MOSER v. KELLER

Supreme Court of Missouri (1957)

Facts

Issue

Holding — Coil, C.

Rule

Reasoning

Deep Dive: How the Court Reached Its Decision

Court's Interpretation of the Trust Agreement

The court began its reasoning by closely examining the language of Article V of the trust agreement, which outlined how the price for the stock was to be determined. The phrase “as shown by the books of said National Bank” was pivotal, as it indicated that the book value should reflect all assets and liabilities as recorded in the bank's accounting system. The court rejected the defendants' narrower interpretation that only the general ledger should be considered, asserting that a comprehensive review of all relevant accounting records was necessary. This included identifying not just the assets directly listed in the ledger, but also assessing any assets that should have been recorded according to sound accounting practices. The court emphasized that the trustees had a responsibility to ensure that the price paid for the stock represented a fair and accurate valuation based on the bank's complete accounting records, not a limited or misleading snapshot. Thus, the court positioned itself to evaluate the specific accounting practices employed by the National Bank to determine the legitimacy of the figures presented.

Assessment of Assets and Liabilities

In its analysis, the court identified several key assets that should have been included in the calculation of the stock's book value. These included the depreciated value of furniture and fixtures, which had not been recorded as an asset on the ledger but was deemed significant enough to merit inclusion. The court also ruled in favor of recognizing the income earned but not collected as an asset, countering the defendants' argument that such an item should not be considered until it was received. Moreover, the court determined that a federal deposit insurance credit, which had been overlooked, also constituted an asset that should be factored into the calculation. By assessing these omitted items, the court underscored the importance of a holistic approach to evaluating the bank's financial position at the time of the stock purchase. It argued that excluding these assets would result in an undervaluation of the stock, ultimately disadvantaging the certificate holders who were entitled to a fair return on their investment.

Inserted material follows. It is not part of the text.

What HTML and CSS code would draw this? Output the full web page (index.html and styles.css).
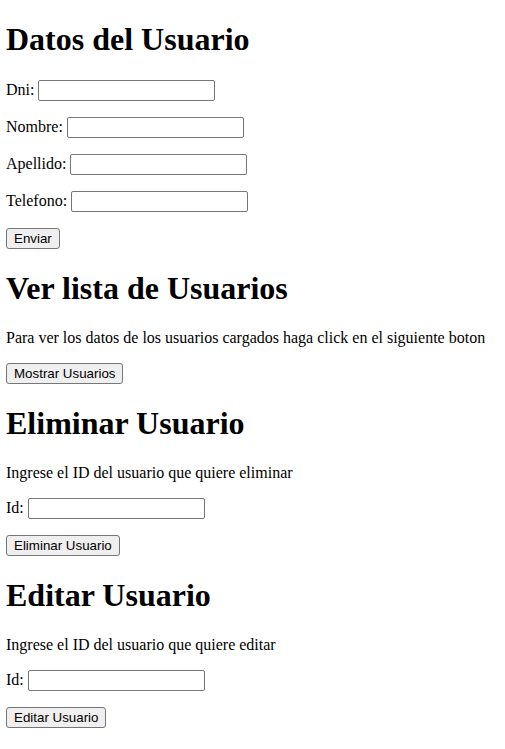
FILE: index.html
```html
<!DOCTYPE html>
<html>
<head>
<meta charset="utf-8">
<link rel="stylesheet" href="styles.css">
</head>
<body>
<h1 class="title">Datos del Usuario</h1>
<form class="form">
<p class="row"><label>Dni: </label><input class="field" type="text"></p>
<p class="row"><label>Nombre: </label><input class="field" type="text"></p>
<p class="row"><label>Apellido: </label><input class="field" type="text"></p>
<p class="row"><label>Telefono: </label><input class="field" type="text"></p>
<button class="btn" type="button">Enviar</button>
</form>
<h1 class="title">Ver lista de Usuarios</h1>
<p class="row">Para ver los datos de los usuarios cargados haga click en el siguiente boton</p>
<button class="btn" type="button">Mostrar Usuarios</button>
<h1 class="title">Eliminar Usuario</h1>
<p class="row">Ingrese el ID del usuario que quiere eliminar</p>
<p class="row"><label>Id: </label><input class="field" type="text"></p>
<button class="btn" type="button">Eliminar Usuario</button>
<h1 class="title">Editar Usuario</h1>
<p class="row">Ingrese el ID del usuario que quiere editar</p>
<p class="row"><label>Id: </label><input class="field" type="text"></p>
<button class="btn" type="button">Editar Usuario</button>
</body>
</html>
```
FILE: styles.css
```css
html {
  background: #fff;
}
body {
  margin: 0 6px 8px;
  font-family: "Liberation Serif", "Times New Roman", serif;
  font-size: 16px;
  color: #000;
}
.title {
  font-size: 32px;
  font-weight: bold;
  margin: 21.44px 0;
}
.form {
  margin: 0;
}
.row {
  margin: 16px 0;
}
.field {
  box-sizing: border-box;
  width: 177px;
  height: 21px;
  padding: 1px 2px;
  border: 1px solid #767676;
  border-radius: 2px;
  font-family: "Liberation Sans", Arial, sans-serif;
  font-size: 13.33px;
  vertical-align: baseline;
}
.btn {
  box-sizing: border-box;
  height: 21px;
  font-family: "Liberation Sans", Arial, sans-serif;
  font-size: 13.33px;
  padding: 1px 7px;
  border: 1px solid #767676;
  border-radius: 3px;
  background: #efefef;
  color: #000;
}
```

Standard of Accounting Practices

The court further clarified that the accounting system used by the National Bank was crucial in determining how assets and liabilities were recorded and evaluated. It noted that the National Bank had consistently employed a modified cash system of accounting, which allowed for certain liabilities to be accrued, while not recognizing all assets in the same manner. The court concluded that this accounting method was widely accepted in the banking industry and should inform how book value was determined under the trust agreement. It emphasized that the phrase “as shown by the books of said National Bank” implied that all entries should reflect the bank’s established accounting practices. Consequently, the court found that the book value of the stock could not be accurately calculated without fully accounting for both the assets that should have been included and the liabilities that should have been excluded under the bank's accounting framework. This holistic consideration reinforced the necessity for accuracy in financial reporting and valuation for the benefit of the beneficiaries of the trust.

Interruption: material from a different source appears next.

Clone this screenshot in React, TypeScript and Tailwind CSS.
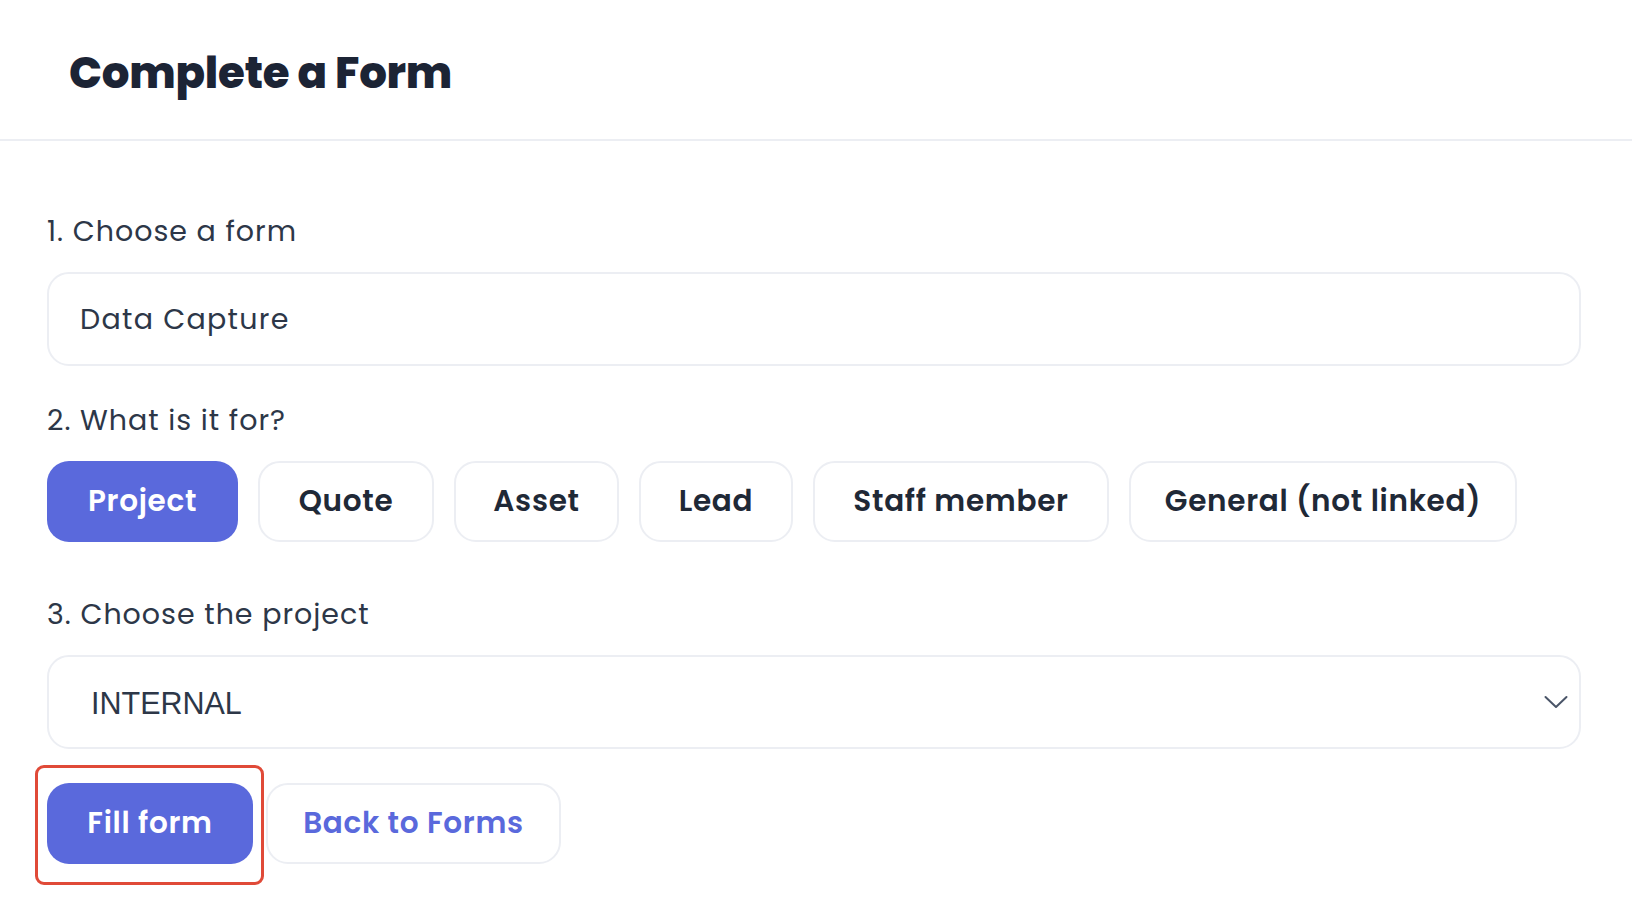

Trustees' Responsibilities and Duties

The court addressed the responsibilities of the trustees in ensuring that the correct price was paid for the National Bank stock. It articulated that the trustees had a fiduciary duty to act in the best interest of the certificate holders, which included conducting due diligence in determining the proper valuation of the stock. By relying solely on the figures presented by the Trust Company without thoroughly investigating the underlying accounting practices, the trustees potentially jeopardized the beneficiaries' financial interests. The court concluded that the trustees should have demanded a valuation that accurately reflected the comprehensive financial status of the National Bank, as required by the trust agreement. This expectation of diligence emphasized the need for transparency and accountability in trust management, particularly when significant financial transactions were at stake. Ultimately, the court's ruling underscored that trustees must actively protect the interests of the beneficiaries by ensuring that all relevant financial information is considered when determining asset values.

Conclusion and Judgment Adjustment

In light of its findings, the court determined that the Trust Company had indeed failed to properly calculate the book value of the stock, leading to an incorrect amount being paid to the trustees. The adjustments made by the court included incorporating the previously omitted assets into the book value calculation, which resulted in a higher valuation than originally determined by the Trust Company. The court ordered that the total amount owed to the plaintiffs be recalculated to reflect these adjustments, leading to an additional payment owed to the certificate holders. This decision not only rectified the financial discrepancy but also reinforced the principles of proper accounting practices and fiduciary duties within trust management. Consequently, the court reversed the lower court's judgment and remanded the case with directions to enter a new judgment consistent with its findings, ensuring that the beneficiaries would receive the full value owed to them based on the accurate book value of the National Bank stock.